This is a guest post by Tod Stewart, Contributing Editor, Quench magazine.

Perhaps those most caught off guard by the surge in popularity of Japan’s whiskies were Japanese whisky makers. When the 2013 Yamazaki Single Malt Sherry Cask was named World Whisky of the Year in the 2015 edition of Jim Murray’s Whisky Bible, Japanese whisky went from international curiosity to international sensation… to being almost completely un-gettable.

Stocks of aged single malts literally began to evaporate to the point where finding a few bottles of the stuff – even in Japan – became virtually impossible. Distilleries began releasing no age statement (NAS) single malts. Then blended malts. Then blends of grain and single malt whiskies. Then just grain whiskies. Anything to keep a presence in global markets.

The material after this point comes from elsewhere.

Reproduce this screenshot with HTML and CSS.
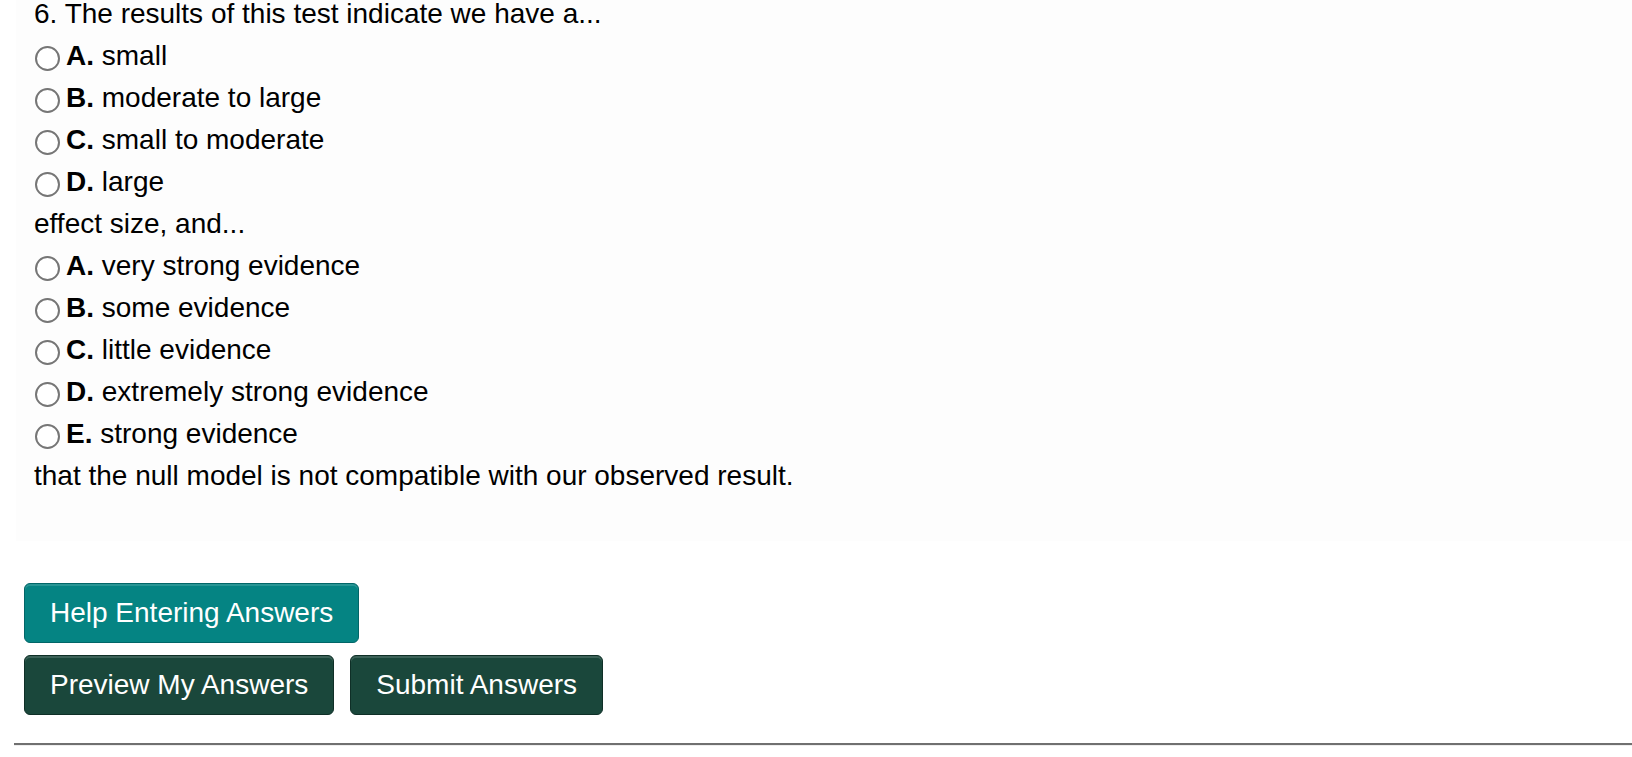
FILE: index.html
```html
<!DOCTYPE html>
<html>
<head>
<meta charset="utf-8">
<link rel="stylesheet" href="styles.css">
</head>
<body>
<div class="page">
  <div class="panel">
    <div class="lines">
      <div class="line">6. The results of this test indicate we have a...</div>
      <label class="opt"><span class="radio"></span><b>A.</b>&nbsp;small</label>
      <label class="opt"><span class="radio"></span><b>B.</b>&nbsp;moderate to large</label>
      <label class="opt"><span class="radio"></span><b>C.</b>&nbsp;small to moderate</label>
      <label class="opt"><span class="radio"></span><b>D.</b>&nbsp;large</label>
      <div class="line">effect size, and...</div>
      <label class="opt"><span class="radio"></span><b>A.</b>&nbsp;very strong evidence</label>
      <label class="opt"><span class="radio"></span><b>B.</b>&nbsp;some evidence</label>
      <label class="opt"><span class="radio"></span><b>C.</b>&nbsp;little evidence</label>
      <label class="opt"><span class="radio"></span><b>D.</b>&nbsp;extremely strong evidence</label>
      <label class="opt"><span class="radio"></span><b>E.</b>&nbsp;strong evidence</label>
      <div class="line">that the null model is not compatible with our observed result.</div>
    </div>
  </div>
  <div class="actions">
    <div class="row"><button class="btn btn-help">Help Entering Answers</button></div>
    <div class="row">
      <button class="btn btn-dark">Preview My Answers</button>
      <button class="btn btn-dark">Submit Answers</button>
    </div>
  </div>
  <hr class="rule">
</div>
</body>
</html>
```
FILE: styles.css
```css
html, body {
  margin: 0;
  padding: 0;
  background: #ffffff;
}
body {
  font-family: "Liberation Sans", Arial, sans-serif;
  font-size: 28px;
  color: #000;
}
.page {
  padding-left: 16px;
}
.panel {
  display: flow-root;
  background: #fdfdfd;
  padding: 0 18px 42px 18px;
  height: 499px;
}
.lines {
  margin-top: -7px;
  display: flex;
  flex-direction: column;
}
.line, .opt {
  line-height: 42px;
  height: 42px;
  white-space: nowrap;
}
.opt {
  display: flex;
  align-items: center;
}
.opt b {
  font-weight: bold;
}
.radio {
  display: inline-block;
  box-sizing: border-box;
  width: 25px;
  height: 25px;
  border: 2px solid #767676;
  border-radius: 50%;
  background: #fff;
  margin-left: 1px;
  margin-right: 6px;
  margin-top: 5px;
  flex: none;
}
.actions {
  margin-top: 42px;
  padding-left: 8px;
  display: flex;
  flex-direction: column;
  gap: 12px;
}
.row {
  display: flex;
  gap: 16px;
}
.btn {
  font-family: "Liberation Sans", Arial, sans-serif;
  font-size: 28px;
  line-height: 32px;
  color: #fff;
  padding: 13px 25px 13px 25px;
  border-radius: 6px;
  cursor: pointer;
}
.btn-help {
  background: #058483;
  border: 1px solid #026668;
  box-shadow: inset 0 2px 0 rgba(255,255,255,0.14);
}
.btn-dark {
  background: #1a473b;
  border: 1px solid #0f2f27;
  box-shadow: inset 0 2px 0 rgba(255,255,255,0.15);
}
.rule {
  margin: 28px 0 0 -2px;
  border: 0;
  border-top: 2px solid #707070;
  border-bottom: 1px solid #eeeeee;
  height: 0;
}
```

Not to say that some of these latter offerings weren’t superb, but those hankering for an aged single malt produced in Japan have been out of luck for quite a few years now.

If you manage a whisky distillery that’s running low on (or is out of) spirits that have reached the legal minimum age to actually be called “whisky” you have a couple choices: release un-aged “whisky” (aka “white dog”), or distill new spirits that require no aging and can be brought to market quickly (e.g., vodka, gin).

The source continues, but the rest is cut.